- **Your instructions**: Scan the entries below and report only how many lines contain "styles".

- **Extracted material**:
===

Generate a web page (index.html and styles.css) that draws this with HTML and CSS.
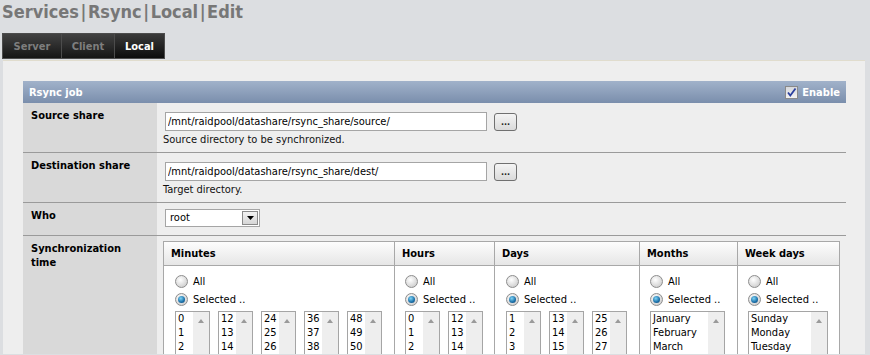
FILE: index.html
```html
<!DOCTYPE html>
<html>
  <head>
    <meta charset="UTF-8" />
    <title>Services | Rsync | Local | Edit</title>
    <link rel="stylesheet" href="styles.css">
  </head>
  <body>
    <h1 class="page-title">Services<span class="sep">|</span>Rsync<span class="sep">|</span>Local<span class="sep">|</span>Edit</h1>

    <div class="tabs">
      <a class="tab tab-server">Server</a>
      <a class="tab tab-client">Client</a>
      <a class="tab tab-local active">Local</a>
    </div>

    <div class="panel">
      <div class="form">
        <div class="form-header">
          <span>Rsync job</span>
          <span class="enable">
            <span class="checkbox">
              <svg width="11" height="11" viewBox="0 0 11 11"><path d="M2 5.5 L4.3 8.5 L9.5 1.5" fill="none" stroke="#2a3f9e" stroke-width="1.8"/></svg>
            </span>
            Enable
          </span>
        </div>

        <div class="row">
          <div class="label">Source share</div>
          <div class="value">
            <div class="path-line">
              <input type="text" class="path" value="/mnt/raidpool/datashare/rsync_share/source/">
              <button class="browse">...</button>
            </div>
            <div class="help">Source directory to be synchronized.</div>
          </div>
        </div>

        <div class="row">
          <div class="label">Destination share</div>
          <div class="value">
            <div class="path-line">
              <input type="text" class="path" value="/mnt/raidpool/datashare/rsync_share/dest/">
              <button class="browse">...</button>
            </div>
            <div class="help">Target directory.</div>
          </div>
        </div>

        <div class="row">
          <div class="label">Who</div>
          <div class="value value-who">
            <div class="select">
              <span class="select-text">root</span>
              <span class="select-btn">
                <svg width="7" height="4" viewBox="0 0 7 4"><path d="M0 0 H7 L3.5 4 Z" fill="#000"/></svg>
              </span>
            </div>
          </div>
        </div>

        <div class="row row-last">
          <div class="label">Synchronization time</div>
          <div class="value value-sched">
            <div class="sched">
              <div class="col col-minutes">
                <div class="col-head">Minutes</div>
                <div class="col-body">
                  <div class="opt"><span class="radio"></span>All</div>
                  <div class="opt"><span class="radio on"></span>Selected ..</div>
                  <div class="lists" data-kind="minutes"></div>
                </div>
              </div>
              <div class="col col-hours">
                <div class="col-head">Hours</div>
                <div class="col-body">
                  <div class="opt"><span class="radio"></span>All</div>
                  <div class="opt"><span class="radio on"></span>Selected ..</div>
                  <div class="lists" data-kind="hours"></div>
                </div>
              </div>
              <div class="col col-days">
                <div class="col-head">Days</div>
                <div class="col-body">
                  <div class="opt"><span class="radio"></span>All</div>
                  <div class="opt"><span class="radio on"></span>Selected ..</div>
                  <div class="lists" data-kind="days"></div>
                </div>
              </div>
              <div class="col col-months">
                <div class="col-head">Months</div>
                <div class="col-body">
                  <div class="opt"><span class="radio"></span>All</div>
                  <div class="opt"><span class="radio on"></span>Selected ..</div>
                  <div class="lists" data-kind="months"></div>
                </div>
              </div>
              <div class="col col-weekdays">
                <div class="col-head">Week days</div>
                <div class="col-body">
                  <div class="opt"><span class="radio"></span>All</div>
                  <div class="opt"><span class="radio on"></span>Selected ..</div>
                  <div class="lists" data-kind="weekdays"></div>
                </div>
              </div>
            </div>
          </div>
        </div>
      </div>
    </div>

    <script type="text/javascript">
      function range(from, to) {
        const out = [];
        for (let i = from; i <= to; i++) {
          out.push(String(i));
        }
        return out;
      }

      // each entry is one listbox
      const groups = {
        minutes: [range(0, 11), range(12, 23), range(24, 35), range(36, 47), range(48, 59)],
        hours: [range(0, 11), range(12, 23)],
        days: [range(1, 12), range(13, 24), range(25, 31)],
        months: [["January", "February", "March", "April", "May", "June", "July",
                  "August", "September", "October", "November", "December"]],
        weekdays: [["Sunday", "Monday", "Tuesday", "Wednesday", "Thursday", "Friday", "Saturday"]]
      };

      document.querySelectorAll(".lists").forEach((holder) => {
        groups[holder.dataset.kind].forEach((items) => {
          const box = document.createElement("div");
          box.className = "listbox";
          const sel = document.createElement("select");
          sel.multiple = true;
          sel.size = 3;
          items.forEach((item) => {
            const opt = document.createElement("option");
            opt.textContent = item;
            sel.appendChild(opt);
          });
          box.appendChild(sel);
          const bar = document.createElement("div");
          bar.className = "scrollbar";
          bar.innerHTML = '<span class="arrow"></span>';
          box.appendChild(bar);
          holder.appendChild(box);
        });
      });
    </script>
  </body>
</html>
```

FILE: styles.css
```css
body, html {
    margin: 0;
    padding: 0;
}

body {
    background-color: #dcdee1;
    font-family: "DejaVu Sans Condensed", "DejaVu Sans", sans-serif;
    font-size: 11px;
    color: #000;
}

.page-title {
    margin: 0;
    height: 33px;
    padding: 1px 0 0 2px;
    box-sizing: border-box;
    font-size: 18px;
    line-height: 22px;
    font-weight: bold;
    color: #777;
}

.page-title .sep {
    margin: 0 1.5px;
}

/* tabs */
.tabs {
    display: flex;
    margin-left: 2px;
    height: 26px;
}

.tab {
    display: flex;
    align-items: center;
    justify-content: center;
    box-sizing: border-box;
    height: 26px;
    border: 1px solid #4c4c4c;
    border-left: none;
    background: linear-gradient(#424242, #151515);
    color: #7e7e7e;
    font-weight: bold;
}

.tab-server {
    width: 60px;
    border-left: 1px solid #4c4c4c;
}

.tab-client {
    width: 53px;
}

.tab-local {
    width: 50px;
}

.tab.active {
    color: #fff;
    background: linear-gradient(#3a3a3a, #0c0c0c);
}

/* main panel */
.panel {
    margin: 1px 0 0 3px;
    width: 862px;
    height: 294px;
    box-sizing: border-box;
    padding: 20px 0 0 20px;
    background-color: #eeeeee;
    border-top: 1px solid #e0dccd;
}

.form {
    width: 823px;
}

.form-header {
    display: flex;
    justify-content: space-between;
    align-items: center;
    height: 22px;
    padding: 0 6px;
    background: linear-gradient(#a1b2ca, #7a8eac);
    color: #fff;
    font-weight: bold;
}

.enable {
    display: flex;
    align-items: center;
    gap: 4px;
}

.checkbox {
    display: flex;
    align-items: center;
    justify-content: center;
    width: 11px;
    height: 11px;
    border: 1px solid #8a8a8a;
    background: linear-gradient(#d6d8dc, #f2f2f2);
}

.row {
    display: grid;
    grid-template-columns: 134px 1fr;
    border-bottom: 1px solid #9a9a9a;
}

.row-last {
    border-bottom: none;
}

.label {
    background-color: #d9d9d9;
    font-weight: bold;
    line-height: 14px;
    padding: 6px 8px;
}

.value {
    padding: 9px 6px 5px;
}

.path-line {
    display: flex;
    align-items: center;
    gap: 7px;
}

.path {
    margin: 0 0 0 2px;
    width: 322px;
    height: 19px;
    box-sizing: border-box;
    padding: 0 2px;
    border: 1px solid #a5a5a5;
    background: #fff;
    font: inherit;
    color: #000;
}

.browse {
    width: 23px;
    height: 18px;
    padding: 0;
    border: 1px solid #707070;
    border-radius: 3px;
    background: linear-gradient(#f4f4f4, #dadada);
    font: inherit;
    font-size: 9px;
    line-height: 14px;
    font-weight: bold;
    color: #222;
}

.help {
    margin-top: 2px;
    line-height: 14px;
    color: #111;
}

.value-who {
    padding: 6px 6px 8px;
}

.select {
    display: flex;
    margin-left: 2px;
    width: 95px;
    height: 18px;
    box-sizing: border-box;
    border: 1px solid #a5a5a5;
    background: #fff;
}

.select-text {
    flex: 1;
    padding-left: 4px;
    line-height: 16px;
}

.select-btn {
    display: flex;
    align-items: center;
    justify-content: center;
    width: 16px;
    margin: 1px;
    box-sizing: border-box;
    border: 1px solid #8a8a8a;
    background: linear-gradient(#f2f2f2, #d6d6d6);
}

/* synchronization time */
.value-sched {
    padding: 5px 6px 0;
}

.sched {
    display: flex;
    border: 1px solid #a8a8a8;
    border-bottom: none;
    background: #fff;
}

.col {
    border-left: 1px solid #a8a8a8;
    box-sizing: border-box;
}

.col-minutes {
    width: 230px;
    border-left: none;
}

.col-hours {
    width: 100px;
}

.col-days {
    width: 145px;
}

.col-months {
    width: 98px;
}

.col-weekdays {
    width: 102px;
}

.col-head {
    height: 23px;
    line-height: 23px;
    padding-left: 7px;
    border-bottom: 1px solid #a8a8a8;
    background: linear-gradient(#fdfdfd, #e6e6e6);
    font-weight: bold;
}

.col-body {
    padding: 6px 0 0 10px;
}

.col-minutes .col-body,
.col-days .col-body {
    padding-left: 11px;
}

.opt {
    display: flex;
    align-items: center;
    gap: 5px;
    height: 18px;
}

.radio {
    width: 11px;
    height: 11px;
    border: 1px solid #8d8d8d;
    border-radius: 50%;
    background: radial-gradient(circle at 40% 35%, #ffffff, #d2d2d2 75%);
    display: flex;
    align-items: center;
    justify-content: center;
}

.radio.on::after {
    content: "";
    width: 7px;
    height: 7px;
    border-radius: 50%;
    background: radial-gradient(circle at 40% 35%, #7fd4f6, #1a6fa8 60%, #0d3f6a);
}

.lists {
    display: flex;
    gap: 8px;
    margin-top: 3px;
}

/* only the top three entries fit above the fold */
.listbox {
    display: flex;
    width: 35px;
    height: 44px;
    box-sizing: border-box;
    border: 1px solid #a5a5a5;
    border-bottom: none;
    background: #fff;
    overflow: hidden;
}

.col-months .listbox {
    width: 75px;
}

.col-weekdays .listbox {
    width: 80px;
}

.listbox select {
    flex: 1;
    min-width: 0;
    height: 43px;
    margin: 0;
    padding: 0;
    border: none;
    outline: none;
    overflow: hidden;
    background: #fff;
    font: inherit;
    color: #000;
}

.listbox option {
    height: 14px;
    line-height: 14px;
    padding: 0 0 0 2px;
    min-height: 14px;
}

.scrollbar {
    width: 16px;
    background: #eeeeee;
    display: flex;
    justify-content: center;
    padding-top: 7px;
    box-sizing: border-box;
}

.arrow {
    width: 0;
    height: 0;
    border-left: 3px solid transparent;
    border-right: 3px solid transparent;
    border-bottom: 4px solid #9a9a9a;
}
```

===

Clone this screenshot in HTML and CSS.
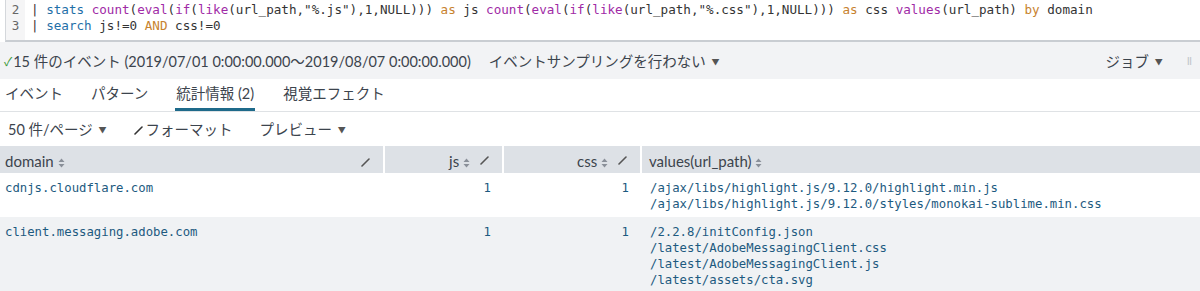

===

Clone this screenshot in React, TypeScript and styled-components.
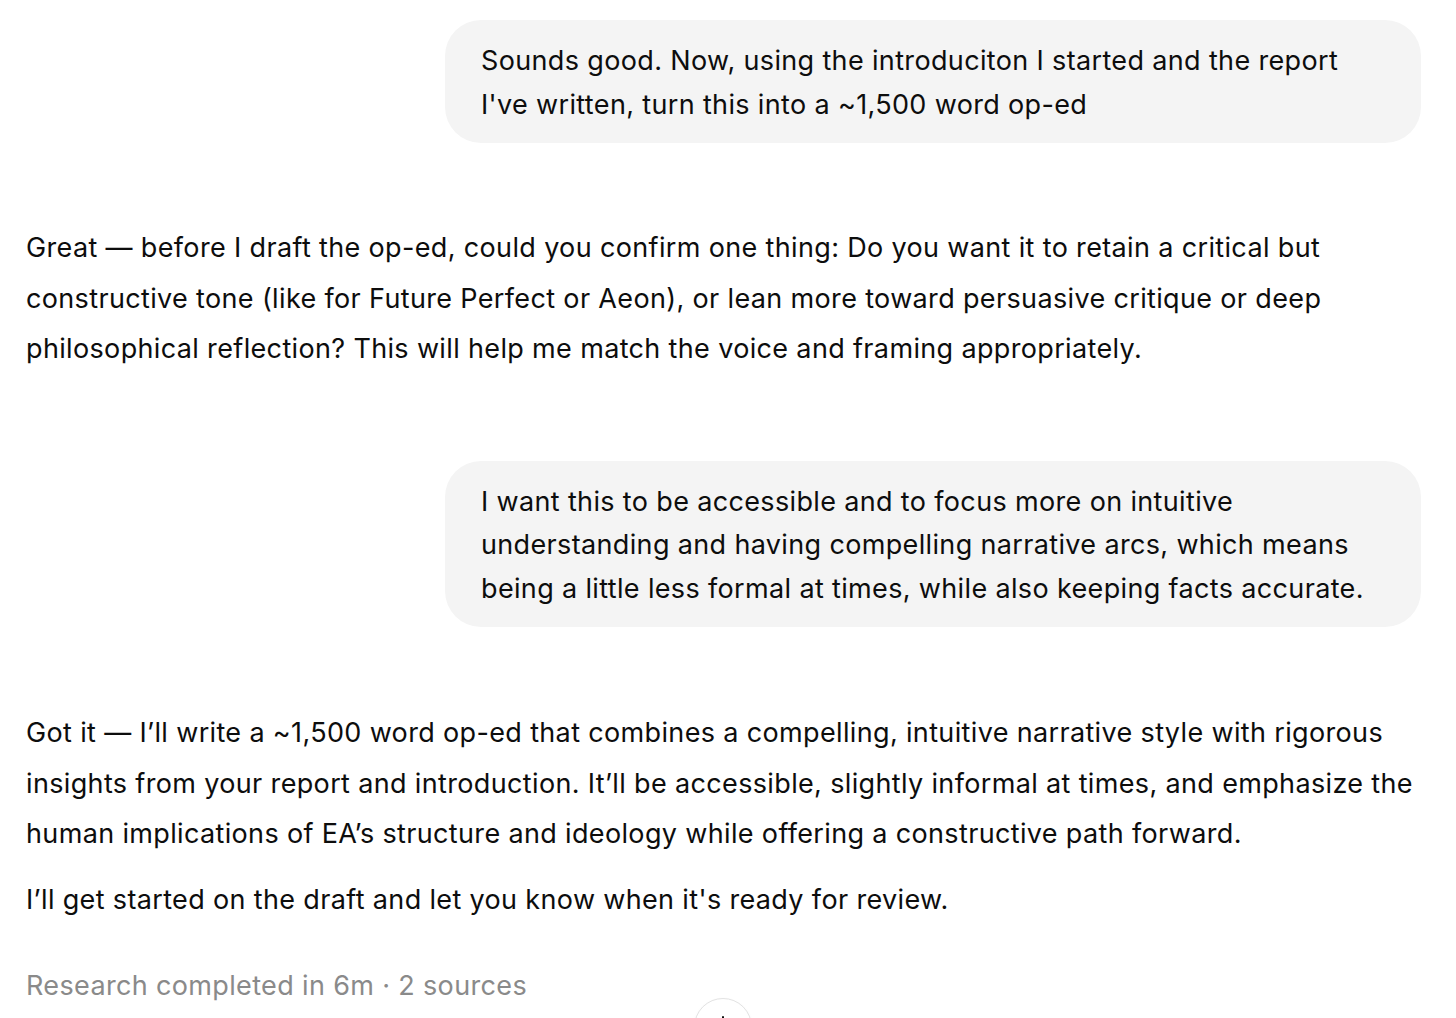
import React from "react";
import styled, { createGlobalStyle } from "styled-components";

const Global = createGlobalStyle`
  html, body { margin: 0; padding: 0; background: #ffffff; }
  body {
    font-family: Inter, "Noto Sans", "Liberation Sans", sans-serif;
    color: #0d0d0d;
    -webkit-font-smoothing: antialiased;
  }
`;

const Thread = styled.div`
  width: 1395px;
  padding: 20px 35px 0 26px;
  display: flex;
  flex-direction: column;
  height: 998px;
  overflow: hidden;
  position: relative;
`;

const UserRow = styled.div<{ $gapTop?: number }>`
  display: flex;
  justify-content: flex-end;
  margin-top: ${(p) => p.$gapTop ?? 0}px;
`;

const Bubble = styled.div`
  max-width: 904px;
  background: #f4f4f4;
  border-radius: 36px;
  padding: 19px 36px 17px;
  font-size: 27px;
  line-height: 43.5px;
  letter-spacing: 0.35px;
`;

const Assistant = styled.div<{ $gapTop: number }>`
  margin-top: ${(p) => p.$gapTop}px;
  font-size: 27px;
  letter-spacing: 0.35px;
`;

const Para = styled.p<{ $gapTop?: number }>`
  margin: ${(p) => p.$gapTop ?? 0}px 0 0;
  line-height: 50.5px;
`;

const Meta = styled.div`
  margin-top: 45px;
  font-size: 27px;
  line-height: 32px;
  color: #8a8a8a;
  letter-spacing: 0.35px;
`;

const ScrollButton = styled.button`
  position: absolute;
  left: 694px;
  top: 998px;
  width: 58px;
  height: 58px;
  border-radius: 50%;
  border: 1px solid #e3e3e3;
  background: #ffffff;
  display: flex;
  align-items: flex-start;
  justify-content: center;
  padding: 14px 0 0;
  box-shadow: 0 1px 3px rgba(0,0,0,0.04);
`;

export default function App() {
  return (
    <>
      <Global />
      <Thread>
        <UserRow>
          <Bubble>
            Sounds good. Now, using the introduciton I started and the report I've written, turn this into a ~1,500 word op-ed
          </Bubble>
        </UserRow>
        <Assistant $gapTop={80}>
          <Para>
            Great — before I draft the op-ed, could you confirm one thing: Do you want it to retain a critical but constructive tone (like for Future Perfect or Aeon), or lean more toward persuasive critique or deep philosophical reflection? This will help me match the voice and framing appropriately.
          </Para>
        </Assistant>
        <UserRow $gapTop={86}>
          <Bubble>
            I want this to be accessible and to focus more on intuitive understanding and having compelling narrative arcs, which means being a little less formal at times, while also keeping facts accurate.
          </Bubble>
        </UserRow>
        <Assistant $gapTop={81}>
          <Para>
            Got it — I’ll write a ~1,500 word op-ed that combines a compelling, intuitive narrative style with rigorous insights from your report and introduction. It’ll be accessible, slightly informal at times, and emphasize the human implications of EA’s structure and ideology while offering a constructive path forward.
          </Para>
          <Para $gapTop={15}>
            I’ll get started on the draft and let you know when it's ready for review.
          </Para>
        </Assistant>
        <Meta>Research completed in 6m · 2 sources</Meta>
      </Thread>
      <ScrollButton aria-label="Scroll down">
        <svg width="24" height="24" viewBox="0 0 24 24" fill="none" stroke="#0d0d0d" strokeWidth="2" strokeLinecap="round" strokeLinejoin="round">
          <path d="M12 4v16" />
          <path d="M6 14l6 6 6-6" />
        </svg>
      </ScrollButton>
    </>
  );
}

===

- **Task answer**: 3